Holding — McKibben, J.
- The United States District Court for the District of Nevada held that the Western Range Association was not eligible to recover attorneys' fees under the Equal Access to Justice Act because it was classified as a joint employer of the H-2A sheepherders, thereby exceeding the employee limit set by the EAJA.
Rule
- A party seeking fees under the Equal Access to Justice Act must demonstrate that it is eligible under the statute's criteria, including limitations on net worth and employee count.
Reasoning
- The United States District Court reasoned that under the EAJA, a "party" eligible for attorneys' fees must demonstrate a net worth of less than $7 million and have no more than 500 employees at the time the lawsuit was filed.
- The court found that the Western Range Association was a joint employer of the H-2A sheepherders, which meant it effectively controlled the employment conditions and responsibilities of those workers.
- This status disqualified it from being considered a small entity under the EAJA, as its activities indicated it had more than 500 employees when factoring in the sheepherders.
- The court noted that the Equal Access to Justice Act was intended to assist small entities in challenging government actions, and since the Western Range Association was not a "relatively impecunious private party," it did not fit within the statute's intent.

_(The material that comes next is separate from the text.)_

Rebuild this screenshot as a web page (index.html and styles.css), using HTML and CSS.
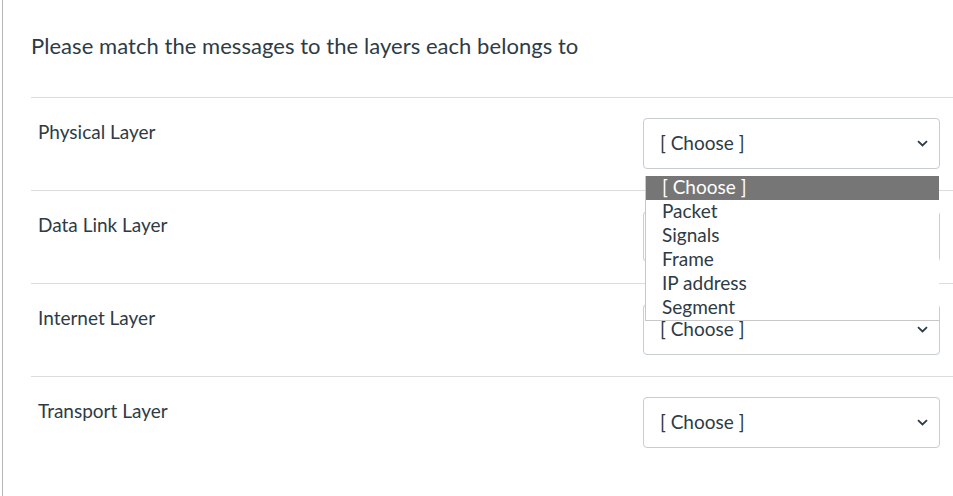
FILE: index.html
```html
<!DOCTYPE html>
<html>
<head>
<meta charset="utf-8">
<link rel="stylesheet" href="styles.css">
</head>
<body>
<div class="page">
  <div class="question">
    <p class="title">Please match the messages to the layers each belongs to</p>
    <div class="rows">
      <div class="row">
        <div class="label">Physical Layer</div>
        <div class="select-wrap">
          <div class="select"><span>[ Choose ]</span>
            <svg class="chev" width="11" height="7" viewBox="0 0 11 7"><path d="M1 1.2 L5.5 5.5 L10 1.2" fill="none" stroke="#2d3b45" stroke-width="1.8"/></svg>
          </div>
          <ul class="menu">
            <li class="active">[ Choose ]</li>
            <li>Packet</li>
            <li>Signals</li>
            <li>Frame</li>
            <li>IP address</li>
            <li>Segment</li>
          </ul>
        </div>
      </div>
      <div class="row">
        <div class="label">Data Link Layer</div>
        <div class="select-wrap">
          <div class="select"><span>[ Choose ]</span>
            <svg class="chev" width="11" height="7" viewBox="0 0 11 7"><path d="M1 1.2 L5.5 5.5 L10 1.2" fill="none" stroke="#2d3b45" stroke-width="1.8"/></svg>
          </div>
        </div>
      </div>
      <div class="row">
        <div class="label">Internet Layer</div>
        <div class="select-wrap">
          <div class="select"><span>[ Choose ]</span>
            <svg class="chev" width="11" height="7" viewBox="0 0 11 7"><path d="M1 1.2 L5.5 5.5 L10 1.2" fill="none" stroke="#2d3b45" stroke-width="1.8"/></svg>
          </div>
        </div>
      </div>
      <div class="row last">
        <div class="label">Transport Layer</div>
        <div class="select-wrap">
          <div class="select"><span>[ Choose ]</span>
            <svg class="chev" width="11" height="7" viewBox="0 0 11 7"><path d="M1 1.2 L5.5 5.5 L10 1.2" fill="none" stroke="#2d3b45" stroke-width="1.8"/></svg>
          </div>
        </div>
      </div>
    </div>
  </div>
</div>
</body>
</html>
```

FILE: styles.css
```css
html, body {
  margin: 0;
  padding: 0;
  background: #fff;
}
body {
  font-family: Lato, "Noto Sans", sans-serif;
  color: #2d3b45;
  height: 496px;
  overflow: hidden;
}
.page {
  margin-left: 2px;
  border-left: 1px solid #b5b5b5;
  height: 496px;
  padding-left: 28px;
}
.question {
  padding-top: 32px;
}
.title {
  margin: 0;
  font-size: 22px;
  line-height: 28px;
  height: 65px;
  letter-spacing: 0.05px;
}
.rows {
  border-top: 1px solid #dcdcdc;
}
.row {
  display: flex;
  justify-content: space-between;
  align-items: flex-start;
  height: 92px;
  border-bottom: 1px solid #dcdcdc;
  padding: 0 13px 0 7px;
}
.row.last {
  border-bottom: none;
}
.label {
  font-size: 19px;
  line-height: 24px;
  padding-top: 22px;
}
.select-wrap {
  position: relative;
  margin-top: 20px;
}
.select {
  box-sizing: border-box;
  width: 297px;
  height: 51px;
  border: 1px solid #c7cdd1;
  border-radius: 4px;
  background: #fff;
  display: flex;
  align-items: center;
  justify-content: space-between;
  padding: 0 11px 2px 16px;
  font-size: 19px;
}
.chev {
  display: block;
  margin-top: 2px;
}
.menu {
  position: absolute;
  left: 2px;
  top: 58px;
  width: 294px;
  margin: 0;
  padding: 0;
  list-style: none;
  background: #fff;
  border-left: 1px solid #c8c8c8;
  border-bottom: 1px solid #c8c8c8;
  z-index: 5;
  box-sizing: border-box;
}
.menu li {
  height: 24px;
  line-height: 22px;
  font-size: 19px;
  padding-left: 16px;
  color: #2d3b45;
}
.menu li.active {
  background: #767676;
  color: #fff;
}
```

- As a result, the court denied the motion for attorneys' fees and costs, concluding that the Western Range Association did not meet the eligibility criteria under the EAJA.

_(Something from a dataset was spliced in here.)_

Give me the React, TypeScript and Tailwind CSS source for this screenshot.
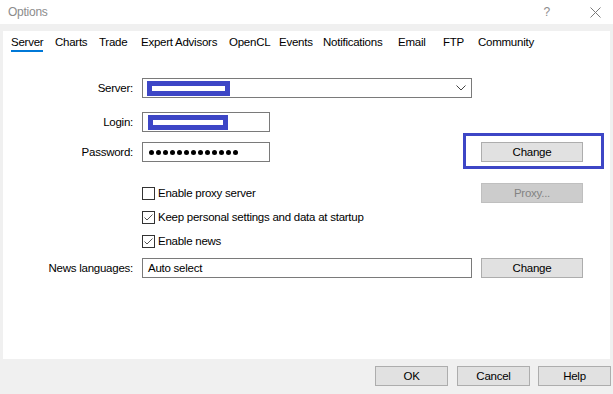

Deep Dive: How the Court Reached Its Decision
Eligibility Under the Equal Access to Justice Act
The court determined that the Western Range Association (WRA) was not eligible to recover attorneys' fees under the Equal Access to Justice Act (EAJA) due to its classification as a joint employer of H-2A sheepherders. The EAJA stipulates that a "party" eligible for attorneys' fees must demonstrate a net worth of less than $7 million and have no more than 500 employees at the time the lawsuit was filed. The court noted that WRA, by virtue of its role in managing the employment of sheepherders, effectively exceeded the employee limit set by the EAJA. This meant that the total number of individuals for whom WRA had employment responsibilities included not only its direct employees but also the sheepherders, leading the court to conclude that it had more than 500 employees. Thus, WRA's status disqualified it from being considered a small entity under the EAJA, as its activities indicated that it acted as an employer on a larger scale than the statute intended. The court emphasized that the EAJA was designed to assist small entities in challenging government actions, underscoring that WRA did not fit within this statutory intent. As a result, the court denied WRA's motion for attorneys' fees and costs based on its ineligibility under the EAJA's criteria.
Joint Employer Status
The court evaluated WRA's role as a joint employer of the H-2A sheepherders, which was central to its determination of ineligibility under the EAJA. The court relied on the economic realities test established in previous Ninth Circuit case law to assess whether WRA exercised sufficient control over the sheepherders' employment conditions. It found that WRA had the power to hire and fire sheepherders, supervised their employment conditions, determined their pay rates, and maintained employment records. This level of control established WRA as a joint employer under the Fair Labor Standards Act (FLSA). The court explained that the economic reality of WRA's relationship with the sheepherders indicated that it was not merely a facilitator but an integral part of the employment process. The findings in the Ruiz case, which classified WRA as a joint employer, were influential in this analysis, further reinforcing the conclusion that WRA's operational structure extended beyond what would be permissible for a small entity under the EAJA. Therefore, the court concluded that WRA's classification as a joint employer disqualified it from receiving attorneys' fees under the EAJA.
Intent of the EAJA
In its reasoning, the court considered the underlying intent of the Equal Access to Justice Act, which aims to encourage individuals and small entities to challenge unreasonable government actions without the fear of incurring prohibitive legal costs. The court noted that the EAJA was specifically designed to assist "relatively impecunious private parties" who are unable to afford legal representation in disputes against the government. It contrasted this intent with the financial capacity of WRA, which, as a joint employer, likely had resources beyond those of typical small entities. The court highlighted that the EAJA's provisions were not meant to subsidize larger associations or organizations that could afford to bear their own litigation costs. This understanding of the EAJA's purpose played a significant role in the court's determination that WRA was not the type of party the law intended to protect or assist. By denying WRA's motion for attorneys' fees, the court aligned its ruling with the legislative goals of the EAJA.
Conclusion of the Court
Ultimately, the court found that WRA failed to meet the eligibility criteria for recovering attorneys' fees under the Equal Access to Justice Act due to its status as a joint employer. The court concluded that WRA's classification indicated it had more than 500 employees, rendering it ineligible under the EAJA's provisions. Additionally, the court noted that WRA's operations and financial capacity did not align with the EAJA's goal of assisting small entities in challenging government actions. As such, the court denied WRA's motion for attorneys' fees and costs, reinforcing the principle that the EAJA is intended to support smaller, less financially stable parties rather than larger organizations capable of managing their legal expenses. This decision emphasized the importance of adhering to the statutory definitions and intent of the EAJA, ensuring that its resources are directed toward the parties for whom it was designed to benefit.